__EXERCISE OBJECTIVE__. Repeat all the material exactly; pictures stay out of your copy.

__DATA SECTION__.
········

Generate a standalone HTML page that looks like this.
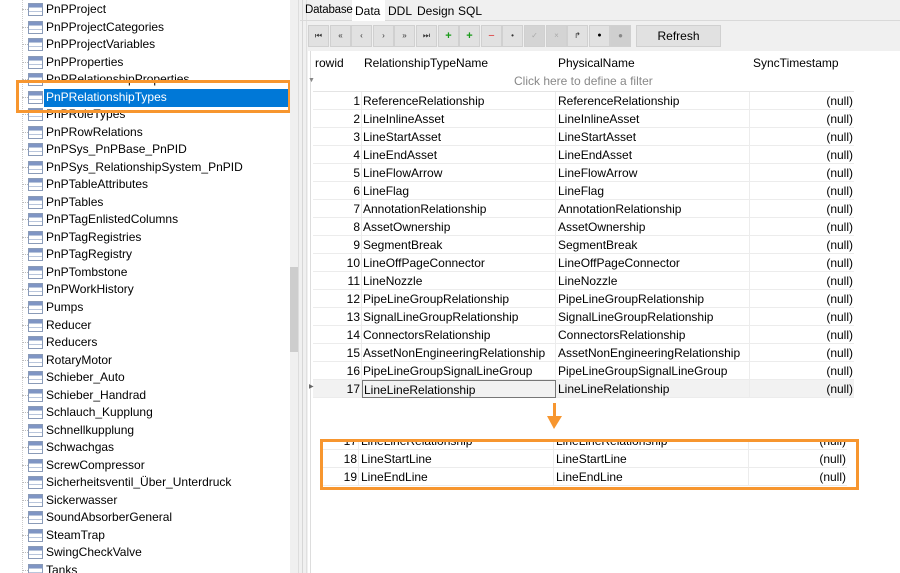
<!DOCTYPE html>
<html><head><meta charset="utf-8"><style>
*{margin:0;padding:0;box-sizing:border-box}
html,body{width:900px;height:573px;overflow:hidden}
body{background:#f0f0f0;font-family:"Liberation Sans",sans-serif;font-size:12px;color:#000;position:relative}
.a{position:absolute;white-space:nowrap}
.ti{position:absolute;left:0;height:17px;line-height:17px}
.ic{position:absolute;left:28px;top:2px;width:15px;height:13px;border:1px solid #8a9bb8;background:repeating-linear-gradient(#fff 0 3px,#b9c6dc 3px 4px);}
.ic:before{content:"";position:absolute;left:0;right:0;top:0;height:3px;background:#7f95c4}
.tl{position:absolute;left:22px;top:8px;width:6px;border-top:1px dotted #bbb}
.tt{position:absolute;left:46px;top:0}
.btn{position:absolute;top:25px;width:21px;height:22px;background:#e1e1e1;border:1px solid #d0d0d0;text-align:center;line-height:20px;font-size:8px;color:#333}
.r{position:absolute;height:18px;line-height:18px;border-bottom:1px solid #ececec}
.c{position:absolute;top:0;height:18px;border-right:1px solid #ececec;overflow:hidden}
</style></head><body>
<div class="a" style="left:0;top:0;width:290px;height:573px;background:#fff"></div>
<div class="a" style="left:22px;top:0;width:0;height:573px;border-left:1px dotted #ccc"></div>
<div class="a" style="left:44px;top:89px;width:245px;height:18px;background:#0078d7"></div>
<div id="tree"></div>
<div class="a" style="left:16px;top:80px;width:275px;height:33px;border:3px solid #f7962f"></div>
<div class="a" style="left:290px;top:0;width:9px;height:573px;background:#f0f0f0"></div>
<div class="a" style="left:290px;top:267px;width:8px;height:85px;background:#cdcdcd"></div>
<div class="a" style="left:298px;top:0;width:1px;height:573px;background:#ddd"></div>
<div class="a" style="left:302px;top:0;width:1px;height:573px;background:#d6d6d6"></div>
<div class="a" style="left:306px;top:0;width:1px;height:573px;background:#e0e0e0"></div>
<div class="a" style="left:300px;top:20px;width:600px;height:1px;background:#d9d9d9"></div>
<div class="a" style="left:352px;top:0;width:33px;height:21px;background:#fff"></div>
<div class="a" style="left:305px;top:4px;font-size:11.5px;letter-spacing:-0.2px">Database</div>
<div class="a" style="left:355px;top:4px;font-size:12px">Data</div>
<div class="a" style="left:388px;top:4px;font-size:12px">DDL</div>
<div class="a" style="left:417px;top:4px;font-size:12px">Design</div>
<div class="a" style="left:458px;top:4px;font-size:12px">SQL</div>
<div id="tb"></div>
<div class="a" style="left:636px;top:25px;width:85px;height:22px;background:#e1e1e1;border:1px solid #d0d0d0;text-align:center;line-height:20px">Refresh</div>
<div class="a" style="left:308px;top:51px;width:592px;height:522px;background:#fff"></div>
<div class="a" style="left:310px;top:51px;width:1px;height:522px;background:#ddd"></div>
<div class="a" style="left:315px;top:56px">rowid</div>
<div class="a" style="left:364px;top:56px">RelationshipTypeName</div>
<div class="a" style="left:558px;top:56px">PhysicalName</div>
<div class="a" style="left:753px;top:56px">SyncTimestamp</div>
<div class="a" style="left:514px;top:74px;color:#888">Click here to define a filter</div>
<div class="a" style="left:308px;top:77px;font-size:7px;color:#888">▼</div>
<div class="a" style="left:313px;top:91px;width:541px;height:1px;background:#e4e4e4"></div>
<div id="rows"></div>
<div class="a" style="left:553px;top:403px;width:3px;height:14px;background:#f7962f"></div>
<div class="a" style="left:547px;top:416px;width:0;height:0;border-left:7px solid transparent;border-right:8px solid transparent;border-top:13px solid #f7962f"></div>
<div class="a" style="left:320px;top:439px;width:539px;height:51px;border:3px solid #f7962f;background:#fff;overflow:hidden">
 <div id="low"></div>
</div>
<script>
var t=["PnPProject","PnPProjectCategories","PnPProjectVariables","PnPProperties","PnPRelationshipProperties","PnPRelationshipTypes","PnPRoleTypes","PnPRowRelations","PnPSys_PnPBase_PnPID","PnPSys_RelationshipSystem_PnPID","PnPTableAttributes","PnPTables","PnPTagEnlistedColumns","PnPTagRegistries","PnPTagRegistry","PnPTombstone","PnPWorkHistory","Pumps","Reducer","Reducers","RotaryMotor","Schieber_Auto","Schieber_Handrad","Schlauch_Kupplung","Schnellkupplung","Schwachgas","ScrewCompressor","Sicherheitsventil_Über_Unterdruck","Sickerwasser","SoundAbsorberGeneral","SteamTrap","SwingCheckValve","Tanks"];
var h="";t.forEach(function(n,i){var y=Math.round(1+i*17.53);h+='<div class="ti" style="top:'+y+'px;width:290px"><div class="tl"></div><div class="ic"></div><div class="tt" style="'+(i==5?'color:#fff':'')+'">'+n+'</div></div>'});
document.getElementById("tree").innerHTML=h;
var g=["⏮","«","‹","›","»","⏭","+","+","−","•","✓","×","↱","●","●"];h="";
g.forEach(function(s,i){var x=Math.round(308+i*21.6);var st='left:'+x+'px;';if(i==6||i==7)st+='color:#1a9a1a;font-size:11px;font-weight:bold;';if(i==8)st+='color:#d33;font-size:11px;';if(i==10||i==11)st+='color:#aaa;background:#d4d4d4;';if(i==14)st+='background:#cfcfcf;color:#888;';if(i==13)st+='font-size:7px;color:#000;';h+='<div class="btn" style="'+st+'">'+s+'</div>'});
document.getElementById("tb").innerHTML=h;
var d=["ReferenceRelationship","LineInlineAsset","LineStartAsset","LineEndAsset","LineFlowArrow","LineFlag","AnnotationRelationship","AssetOwnership","SegmentBreak","LineOffPageConnector","LineNozzle","PipeLineGroupRelationship","SignalLineGroupRelationship","ConnectorsRelationship","AssetNonEngineeringRelationship","PipeLineGroupSignalLineGroup","LineLineRelationship"];
h="";d.forEach(function(n,i){var y=92+i*18;var bg=i==16?'background:#f2f2f2;':'';
h+='<div class="r" style="left:313px;top:'+y+'px;width:541px;'+bg+'"><div class="c" style="left:0;width:49px;text-align:right;padding-right:1px">'+(i+1)+'</div><div class="c" style="left:49px;width:194px;padding-left:1px;'+(i==16?'border:1px solid #777;':'')+'">'+n+'</div><div class="c" style="left:243px;width:194px;padding-left:2px">'+n+'</div><div class="c" style="left:437px;width:104px;text-align:right;padding-right:1px;border-right:none">(null)</div></div>'});
document.getElementById("rows").innerHTML=h+'<div class="a" style="left:309px;top:383px;font-size:6px;color:#666">▶</div>';
var L=[[17,"LineLineRelationship",-7],[18,"LineStartLine",11],[19,"LineEndLine",29]];h="";
L.forEach(function(r){h+='<div class="r" style="left:0;top:'+(r[2]-3)+'px;width:524px"><div class="c" style="left:0;width:36px;text-align:right;padding-right:1px">'+r[0]+'</div><div class="c" style="left:36px;width:195px;padding-left:2px">'+r[1]+'</div><div class="c" style="left:231px;width:195px;padding-left:2px">'+r[1]+'</div><div class="c" style="left:426px;width:98px;text-align:right;padding-right:1px;border-right:none">(null)</div></div>'});
document.getElementById("low").innerHTML=h;
</script>
</body></html>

········

__COMPLETED TASK__.
Generate a standalone HTML page that looks like this.
<!DOCTYPE html>
<html><head><meta charset="utf-8"><style>
*{margin:0;padding:0;box-sizing:border-box}
html,body{width:900px;height:573px;overflow:hidden}
body{background:#f0f0f0;font-family:"Liberation Sans",sans-serif;font-size:12px;color:#000;position:relative}
.a{position:absolute;white-space:nowrap}
.ti{position:absolute;left:0;height:17px;line-height:17px}
.ic{position:absolute;left:28px;top:2px;width:15px;height:13px;border:1px solid #8a9bb8;background:repeating-linear-gradient(#fff 0 3px,#b9c6dc 3px 4px);}
.ic:before{content:"";position:absolute;left:0;right:0;top:0;height:3px;background:#7f95c4}
.tl{position:absolute;left:22px;top:8px;width:6px;border-top:1px dotted #bbb}
.tt{position:absolute;left:46px;top:0}
.btn{position:absolute;top:25px;width:21px;height:22px;background:#e1e1e1;border:1px solid #d0d0d0;text-align:center;line-height:20px;font-size:8px;color:#333}
.r{position:absolute;height:18px;line-height:18px;border-bottom:1px solid #ececec}
.c{position:absolute;top:0;height:18px;border-right:1px solid #ececec;overflow:hidden}
</style></head><body>
<div class="a" style="left:0;top:0;width:290px;height:573px;background:#fff"></div>
<div class="a" style="left:22px;top:0;width:0;height:573px;border-left:1px dotted #ccc"></div>
<div class="a" style="left:44px;top:89px;width:245px;height:18px;background:#0078d7"></div>
<div id="tree"></div>
<div class="a" style="left:16px;top:80px;width:275px;height:33px;border:3px solid #f7962f"></div>
<div class="a" style="left:290px;top:0;width:9px;height:573px;background:#f0f0f0"></div>
<div class="a" style="left:290px;top:267px;width:8px;height:85px;background:#cdcdcd"></div>
<div class="a" style="left:298px;top:0;width:1px;height:573px;background:#ddd"></div>
<div class="a" style="left:302px;top:0;width:1px;height:573px;background:#d6d6d6"></div>
<div class="a" style="left:306px;top:0;width:1px;height:573px;background:#e0e0e0"></div>
<div class="a" style="left:300px;top:20px;width:600px;height:1px;background:#d9d9d9"></div>
<div class="a" style="left:352px;top:0;width:33px;height:21px;background:#fff"></div>
<div class="a" style="left:305px;top:4px;font-size:11.5px;letter-spacing:-0.2px">Database</div>
<div class="a" style="left:355px;top:4px;font-size:12px">Data</div>
<div class="a" style="left:388px;top:4px;font-size:12px">DDL</div>
<div class="a" style="left:417px;top:4px;font-size:12px">Design</div>
<div class="a" style="left:458px;top:4px;font-size:12px">SQL</div>
<div id="tb"></div>
<div class="a" style="left:636px;top:25px;width:85px;height:22px;background:#e1e1e1;border:1px solid #d0d0d0;text-align:center;line-height:20px">Refresh</div>
<div class="a" style="left:308px;top:51px;width:592px;height:522px;background:#fff"></div>
<div class="a" style="left:310px;top:51px;width:1px;height:522px;background:#ddd"></div>
<div class="a" style="left:315px;top:56px">rowid</div>
<div class="a" style="left:364px;top:56px">RelationshipTypeName</div>
<div class="a" style="left:558px;top:56px">PhysicalName</div>
<div class="a" style="left:753px;top:56px">SyncTimestamp</div>
<div class="a" style="left:514px;top:74px;color:#888">Click here to define a filter</div>
<div class="a" style="left:308px;top:77px;font-size:7px;color:#888">▼</div>
<div class="a" style="left:313px;top:91px;width:541px;height:1px;background:#e4e4e4"></div>
<div id="rows"></div>
<div class="a" style="left:553px;top:403px;width:3px;height:14px;background:#f7962f"></div>
<div class="a" style="left:547px;top:416px;width:0;height:0;border-left:7px solid transparent;border-right:8px solid transparent;border-top:13px solid #f7962f"></div>
<div class="a" style="left:320px;top:439px;width:539px;height:51px;border:3px solid #f7962f;background:#fff;overflow:hidden">
 <div id="low"></div>
</div>
<script>
var t=["PnPProject","PnPProjectCategories","PnPProjectVariables","PnPProperties","PnPRelationshipProperties","PnPRelationshipTypes","PnPRoleTypes","PnPRowRelations","PnPSys_PnPBase_PnPID","PnPSys_RelationshipSystem_PnPID","PnPTableAttributes","PnPTables","PnPTagEnlistedColumns","PnPTagRegistries","PnPTagRegistry","PnPTombstone","PnPWorkHistory","Pumps","Reducer","Reducers","RotaryMotor","Schieber_Auto","Schieber_Handrad","Schlauch_Kupplung","Schnellkupplung","Schwachgas","ScrewCompressor","Sicherheitsventil_Über_Unterdruck","Sickerwasser","SoundAbsorberGeneral","SteamTrap","SwingCheckValve","Tanks"];
var h="";t.forEach(function(n,i){var y=Math.round(1+i*17.53);h+='<div class="ti" style="top:'+y+'px;width:290px"><div class="tl"></div><div class="ic"></div><div class="tt" style="'+(i==5?'color:#fff':'')+'">'+n+'</div></div>'});
document.getElementById("tree").innerHTML=h;
var g=["⏮","«","‹","›","»","⏭","+","+","−","•","✓","×","↱","●","●"];h="";
g.forEach(function(s,i){var x=Math.round(308+i*21.6);var st='left:'+x+'px;';if(i==6||i==7)st+='color:#1a9a1a;font-size:11px;font-weight:bold;';if(i==8)st+='color:#d33;font-size:11px;';if(i==10||i==11)st+='color:#aaa;background:#d4d4d4;';if(i==14)st+='background:#cfcfcf;color:#888;';if(i==13)st+='font-size:7px;color:#000;';h+='<div class="btn" style="'+st+'">'+s+'</div>'});
document.getElementById("tb").innerHTML=h;
var d=["ReferenceRelationship","LineInlineAsset","LineStartAsset","LineEndAsset","LineFlowArrow","LineFlag","AnnotationRelationship","AssetOwnership","SegmentBreak","LineOffPageConnector","LineNozzle","PipeLineGroupRelationship","SignalLineGroupRelationship","ConnectorsRelationship","AssetNonEngineeringRelationship","PipeLineGroupSignalLineGroup","LineLineRelationship"];
h="";d.forEach(function(n,i){var y=92+i*18;var bg=i==16?'background:#f2f2f2;':'';
h+='<div class="r" style="left:313px;top:'+y+'px;width:541px;'+bg+'"><div class="c" style="left:0;width:49px;text-align:right;padding-right:1px">'+(i+1)+'</div><div class="c" style="left:49px;width:194px;padding-left:1px;'+(i==16?'border:1px solid #777;':'')+'">'+n+'</div><div class="c" style="left:243px;width:194px;padding-left:2px">'+n+'</div><div class="c" style="left:437px;width:104px;text-align:right;padding-right:1px;border-right:none">(null)</div></div>'});
document.getElementById("rows").innerHTML=h+'<div class="a" style="left:309px;top:383px;font-size:6px;color:#666">▶</div>';
var L=[[17,"LineLineRelationship",-7],[18,"LineStartLine",11],[19,"LineEndLine",29]];h="";
L.forEach(function(r){h+='<div class="r" style="left:0;top:'+(r[2]-3)+'px;width:524px"><div class="c" style="left:0;width:36px;text-align:right;padding-right:1px">'+r[0]+'</div><div class="c" style="left:36px;width:195px;padding-left:2px">'+r[1]+'</div><div class="c" style="left:231px;width:195px;padding-left:2px">'+r[1]+'</div><div class="c" style="left:426px;width:98px;text-align:right;padding-right:1px;border-right:none">(null)</div></div>'});
document.getElementById("low").innerHTML=h;
</script>
</body></html>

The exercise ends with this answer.